Now comes the R work. All the code is up on my github account. The first step was to get the data into a data frame, one of R’s most common structures. Picks.R does just that, and adds some calculated columns and gets calculates some general league trends. I wrote two functions condition_frequency and condition_percentage that can calculate almost all the required stats. They are functions that count the number of occurences of some condition, or a percentage. Both take functions for the condition, and can look at all picks, or be passed another function that is used to determine a subset to analyze. For instance, you can calculate the percentage of home teams that cover the spread when they are favored by passing a set condition that looks for results where the home team is favored, and a subset condition of the home team winning by more than the spread.

Output

Describe.R writes a markdown file that can produce html to show league trends and personal trends. The result looks like:

Next I decided to plot my results by week. The results are:

My results by week

You can see I tried to apply a simple linear model to the results based on how many weeks of football I had to project how much better picking would get. That’s a questionable model to try, but it at least demonstrates your general trend.

In Teams.R there is a function unplayed_games that will give you relevant stats about each team in the games that don’t have scores yet.

So what did I learn?

I learned to use functions very effectively in R, and to try to take advantage of the way you can operate on entire vectors at the same time. (Data frame columns are vectors). I learned to work with Hadley Wickham’s dplyr and ggplot2 libraries, which are great for productivity once you understand the philosophy of how to work with those libraries.
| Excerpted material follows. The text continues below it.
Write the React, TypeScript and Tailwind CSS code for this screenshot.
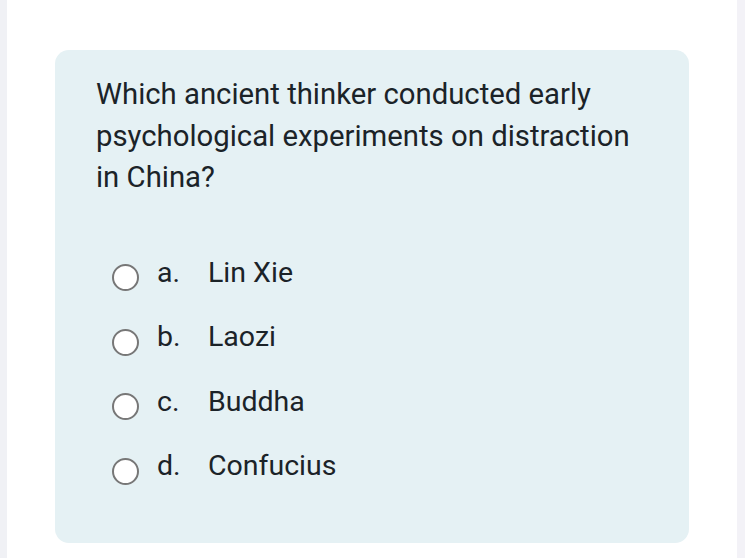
import React from "react";

const options = [
  { l: "a.", t: "Lin Xie" },
  { l: "b.", t: "Laozi" },
  { l: "c.", t: "Buddha" },
  { l: "d.", t: "Confucius" },
];

export default function App() {
  return (
    <div
      className="flex h-[558px] w-[745px] bg-white"
      style={{ fontFamily: "Roboto, 'Liberation Sans', sans-serif" }}
    >
      <div className="h-full w-[7px] bg-[#f0f1f5]" />
      <div className="flex-1 px-12 pt-[50px] pb-[15px]">
        <div className="h-full rounded-[14px] bg-[#e5f1f4] pl-[41px] pr-[50px] pt-[24px] text-[#1b2328]">
          <p className="text-[29.3px] leading-[41.5px]">
            Which ancient thinker conducted early psychological experiments on distraction in China?
          </p>
          <div className="mt-[57px] flex flex-col gap-[30.5px] pl-4">
            {options.map((o) => (
              <div key={o.l} className="flex h-[34px] items-center">
                <div className="h-[27px] w-[27px] translate-y-[5px] rounded-full border-[2.5px] border-[#777] bg-white" />
                <span className="ml-[18px] w-[51px] text-[28.5px] leading-[34px]">{o.l}</span>
                <span className="text-[28.5px] leading-[34px]">{o.t}</span>
              </div>
            ))}
          </div>
        </div>
      </div>
      <div className="h-full w-[8px] bg-[#f3f2f7]" />
    </div>
  );
}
A lot of the visual and transformation work was helped by a workshop the Cleveland R User Group held with Robert Kabacoff. He was a very good instructor and it really put a lot of pieces together for me about working with R.

What Next?

I’d like to get into clustering the data, and seeing how results vary by spread size. In addition, I’d like to try some machine learning. Train up models and see if the machine can predict better.
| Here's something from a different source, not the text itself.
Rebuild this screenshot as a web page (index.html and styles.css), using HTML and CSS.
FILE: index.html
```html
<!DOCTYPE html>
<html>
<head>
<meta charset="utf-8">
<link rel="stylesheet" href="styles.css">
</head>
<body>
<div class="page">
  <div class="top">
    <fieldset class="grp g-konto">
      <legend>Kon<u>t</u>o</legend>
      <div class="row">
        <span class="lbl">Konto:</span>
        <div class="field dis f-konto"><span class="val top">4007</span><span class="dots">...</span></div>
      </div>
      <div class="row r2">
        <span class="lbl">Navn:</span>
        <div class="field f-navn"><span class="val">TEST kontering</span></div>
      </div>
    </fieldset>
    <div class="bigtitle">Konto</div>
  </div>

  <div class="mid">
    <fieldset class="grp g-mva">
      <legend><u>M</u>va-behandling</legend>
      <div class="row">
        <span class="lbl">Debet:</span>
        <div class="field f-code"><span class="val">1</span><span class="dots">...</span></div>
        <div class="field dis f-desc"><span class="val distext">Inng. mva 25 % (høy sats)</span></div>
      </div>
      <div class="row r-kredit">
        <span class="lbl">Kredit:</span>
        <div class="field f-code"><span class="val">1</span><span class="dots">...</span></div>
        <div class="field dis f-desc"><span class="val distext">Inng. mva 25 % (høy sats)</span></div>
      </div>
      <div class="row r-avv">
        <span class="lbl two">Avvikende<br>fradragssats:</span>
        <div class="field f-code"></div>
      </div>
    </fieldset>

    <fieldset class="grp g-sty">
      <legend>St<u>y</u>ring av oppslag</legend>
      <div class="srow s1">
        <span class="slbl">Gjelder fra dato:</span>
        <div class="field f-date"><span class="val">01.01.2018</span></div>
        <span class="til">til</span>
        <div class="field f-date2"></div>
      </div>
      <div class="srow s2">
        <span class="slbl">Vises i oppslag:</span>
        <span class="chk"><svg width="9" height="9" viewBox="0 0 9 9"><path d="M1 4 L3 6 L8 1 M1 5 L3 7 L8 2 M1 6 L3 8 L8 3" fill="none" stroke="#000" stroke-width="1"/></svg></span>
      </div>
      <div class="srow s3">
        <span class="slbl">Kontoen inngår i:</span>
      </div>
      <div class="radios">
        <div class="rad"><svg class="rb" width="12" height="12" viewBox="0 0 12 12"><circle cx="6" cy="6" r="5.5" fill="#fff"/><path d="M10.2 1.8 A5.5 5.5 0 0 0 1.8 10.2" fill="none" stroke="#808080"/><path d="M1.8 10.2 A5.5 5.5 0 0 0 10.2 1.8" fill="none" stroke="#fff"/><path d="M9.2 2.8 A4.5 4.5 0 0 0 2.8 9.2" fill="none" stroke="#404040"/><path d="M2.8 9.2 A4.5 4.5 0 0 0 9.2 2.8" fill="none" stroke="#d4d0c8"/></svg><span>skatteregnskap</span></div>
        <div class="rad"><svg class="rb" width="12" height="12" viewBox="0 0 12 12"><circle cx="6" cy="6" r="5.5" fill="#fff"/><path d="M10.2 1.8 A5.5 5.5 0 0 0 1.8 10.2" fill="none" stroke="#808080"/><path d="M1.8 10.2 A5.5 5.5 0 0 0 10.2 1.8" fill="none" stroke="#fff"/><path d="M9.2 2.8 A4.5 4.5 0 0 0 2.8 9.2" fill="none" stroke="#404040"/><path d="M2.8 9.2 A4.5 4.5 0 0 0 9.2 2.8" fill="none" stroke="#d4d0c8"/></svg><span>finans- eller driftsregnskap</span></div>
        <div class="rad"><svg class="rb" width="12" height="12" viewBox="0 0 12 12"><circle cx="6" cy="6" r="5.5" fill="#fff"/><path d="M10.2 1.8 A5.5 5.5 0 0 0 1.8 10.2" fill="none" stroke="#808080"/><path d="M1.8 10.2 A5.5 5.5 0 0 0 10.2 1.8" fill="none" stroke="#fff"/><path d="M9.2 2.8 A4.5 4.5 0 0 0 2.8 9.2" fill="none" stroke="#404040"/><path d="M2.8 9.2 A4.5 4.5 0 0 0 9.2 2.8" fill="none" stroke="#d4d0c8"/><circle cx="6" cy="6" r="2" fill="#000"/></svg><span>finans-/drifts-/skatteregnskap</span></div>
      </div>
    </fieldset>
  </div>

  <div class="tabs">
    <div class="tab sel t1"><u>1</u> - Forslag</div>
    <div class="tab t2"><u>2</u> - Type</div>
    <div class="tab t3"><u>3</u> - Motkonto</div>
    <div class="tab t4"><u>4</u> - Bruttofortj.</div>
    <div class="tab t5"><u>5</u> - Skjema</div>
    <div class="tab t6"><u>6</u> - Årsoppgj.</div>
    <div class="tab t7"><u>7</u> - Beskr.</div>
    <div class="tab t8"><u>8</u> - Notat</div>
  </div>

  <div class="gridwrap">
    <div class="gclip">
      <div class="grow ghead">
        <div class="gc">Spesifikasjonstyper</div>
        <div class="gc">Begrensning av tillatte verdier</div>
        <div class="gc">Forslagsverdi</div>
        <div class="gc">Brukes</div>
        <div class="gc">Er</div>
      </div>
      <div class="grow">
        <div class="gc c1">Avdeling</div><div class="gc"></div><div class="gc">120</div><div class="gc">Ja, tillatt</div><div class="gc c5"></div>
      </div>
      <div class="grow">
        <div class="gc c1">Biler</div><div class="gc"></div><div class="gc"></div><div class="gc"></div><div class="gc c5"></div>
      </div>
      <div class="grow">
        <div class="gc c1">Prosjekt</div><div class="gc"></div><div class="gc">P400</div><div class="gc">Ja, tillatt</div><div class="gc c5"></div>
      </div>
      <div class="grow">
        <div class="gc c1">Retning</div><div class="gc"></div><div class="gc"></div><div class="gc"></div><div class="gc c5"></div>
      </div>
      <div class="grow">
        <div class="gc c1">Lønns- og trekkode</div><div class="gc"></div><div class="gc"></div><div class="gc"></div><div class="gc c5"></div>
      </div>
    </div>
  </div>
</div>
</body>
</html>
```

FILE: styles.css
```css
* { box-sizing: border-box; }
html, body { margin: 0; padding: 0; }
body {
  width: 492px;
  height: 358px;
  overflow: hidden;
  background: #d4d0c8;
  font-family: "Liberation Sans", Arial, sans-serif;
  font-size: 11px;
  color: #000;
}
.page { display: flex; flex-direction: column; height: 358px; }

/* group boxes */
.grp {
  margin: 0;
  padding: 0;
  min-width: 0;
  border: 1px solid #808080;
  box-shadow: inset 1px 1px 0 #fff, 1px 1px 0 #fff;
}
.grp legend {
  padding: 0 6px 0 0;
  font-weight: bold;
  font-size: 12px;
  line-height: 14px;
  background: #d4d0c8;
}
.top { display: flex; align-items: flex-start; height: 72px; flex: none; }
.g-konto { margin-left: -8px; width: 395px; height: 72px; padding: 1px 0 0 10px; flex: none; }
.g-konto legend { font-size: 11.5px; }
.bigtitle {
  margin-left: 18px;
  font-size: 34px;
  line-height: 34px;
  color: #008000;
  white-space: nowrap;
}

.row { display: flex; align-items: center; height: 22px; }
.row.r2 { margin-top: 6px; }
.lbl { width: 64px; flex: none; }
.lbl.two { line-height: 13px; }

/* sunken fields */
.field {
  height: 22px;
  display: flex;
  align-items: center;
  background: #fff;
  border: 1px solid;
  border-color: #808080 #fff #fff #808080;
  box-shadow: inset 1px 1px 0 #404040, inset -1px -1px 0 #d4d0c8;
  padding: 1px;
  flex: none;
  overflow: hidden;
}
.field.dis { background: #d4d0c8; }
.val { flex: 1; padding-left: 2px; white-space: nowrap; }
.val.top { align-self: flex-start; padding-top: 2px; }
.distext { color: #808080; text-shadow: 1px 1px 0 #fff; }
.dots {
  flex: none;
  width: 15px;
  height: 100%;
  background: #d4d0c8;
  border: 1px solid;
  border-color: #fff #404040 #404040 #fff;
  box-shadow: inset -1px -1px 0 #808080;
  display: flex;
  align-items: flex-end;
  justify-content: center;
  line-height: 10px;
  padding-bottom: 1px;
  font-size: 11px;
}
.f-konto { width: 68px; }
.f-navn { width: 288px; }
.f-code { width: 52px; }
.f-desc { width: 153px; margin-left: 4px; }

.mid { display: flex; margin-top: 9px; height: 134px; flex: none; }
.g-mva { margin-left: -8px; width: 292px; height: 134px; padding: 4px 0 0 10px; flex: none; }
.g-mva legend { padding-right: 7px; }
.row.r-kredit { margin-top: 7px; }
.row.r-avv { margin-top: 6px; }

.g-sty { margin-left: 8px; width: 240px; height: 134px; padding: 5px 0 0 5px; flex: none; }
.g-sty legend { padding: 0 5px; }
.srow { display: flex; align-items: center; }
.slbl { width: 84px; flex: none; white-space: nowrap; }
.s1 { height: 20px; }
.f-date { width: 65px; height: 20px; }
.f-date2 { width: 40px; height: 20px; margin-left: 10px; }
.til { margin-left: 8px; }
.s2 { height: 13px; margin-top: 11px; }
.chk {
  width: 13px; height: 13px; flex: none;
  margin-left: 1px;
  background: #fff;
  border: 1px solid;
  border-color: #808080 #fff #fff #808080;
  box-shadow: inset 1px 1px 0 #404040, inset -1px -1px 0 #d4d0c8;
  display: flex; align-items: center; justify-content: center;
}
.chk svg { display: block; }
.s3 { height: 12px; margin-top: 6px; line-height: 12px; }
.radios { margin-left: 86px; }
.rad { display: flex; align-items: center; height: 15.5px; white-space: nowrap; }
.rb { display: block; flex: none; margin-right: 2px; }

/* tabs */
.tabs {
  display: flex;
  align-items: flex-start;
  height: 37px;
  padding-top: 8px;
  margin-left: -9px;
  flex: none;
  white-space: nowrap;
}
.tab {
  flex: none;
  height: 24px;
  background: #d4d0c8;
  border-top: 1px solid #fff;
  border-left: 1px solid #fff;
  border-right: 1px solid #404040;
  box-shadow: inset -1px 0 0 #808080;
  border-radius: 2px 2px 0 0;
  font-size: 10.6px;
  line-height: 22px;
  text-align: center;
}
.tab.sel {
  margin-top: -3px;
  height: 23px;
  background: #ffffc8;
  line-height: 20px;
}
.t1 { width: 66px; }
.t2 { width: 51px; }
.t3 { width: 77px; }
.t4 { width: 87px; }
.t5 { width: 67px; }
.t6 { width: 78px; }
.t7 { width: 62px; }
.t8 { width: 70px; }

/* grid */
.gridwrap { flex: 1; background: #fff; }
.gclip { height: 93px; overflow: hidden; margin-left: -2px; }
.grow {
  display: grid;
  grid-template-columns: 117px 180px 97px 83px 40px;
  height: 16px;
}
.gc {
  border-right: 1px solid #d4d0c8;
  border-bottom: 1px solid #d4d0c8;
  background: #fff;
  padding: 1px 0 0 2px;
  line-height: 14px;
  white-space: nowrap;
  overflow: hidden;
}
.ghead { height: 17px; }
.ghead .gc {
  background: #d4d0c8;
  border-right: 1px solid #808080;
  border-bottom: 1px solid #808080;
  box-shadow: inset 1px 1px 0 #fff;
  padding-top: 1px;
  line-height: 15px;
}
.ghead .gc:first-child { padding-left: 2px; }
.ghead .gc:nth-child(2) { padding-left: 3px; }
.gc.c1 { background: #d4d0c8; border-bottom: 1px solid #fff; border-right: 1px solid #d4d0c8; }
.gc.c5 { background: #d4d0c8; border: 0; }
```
In particular, I’d like to bring team popularity into the model. Why? Remember the long-winded discussion of how and why bookmakers make spreads? Did you notice that the bookmaker isn’t trying to predict the most accurate line, they are trying to get 50% of the betters on each side. That means that there are opportunities for exploitation. The common example is large market (or popular) teams. Consider the Pittsburgh Steelers (which as a Bengals fan, I of course loathe but that is not the point…): The steelers have backer groups across the country and a huge following. If they were to play a team like Jacksonville that struggles to sell out their tickets, it is likely that there is a certain base that is going to bet on the Steelers simply because they are fans. In order to achieve that 50% balance, bookmakers are likely to skew the spread to overly favor Jacksonville. To make the less popular team a more attractive bet. Savvy data driven pickers end up taking the mathematical advantage at the expense of betters just playing favorites.

Also, I’d like to investigate ways to make the entire app more approachable. Could this be a shiny app that takes a url to a csv and present the user with results?

It’s been a fun project, and I’ve seen some improvement over the year. That said, I’ve had a rough picking year and certainly won’t finish in the money. But it’s kept my R learning journey moving along, and I’ve enjoyed it.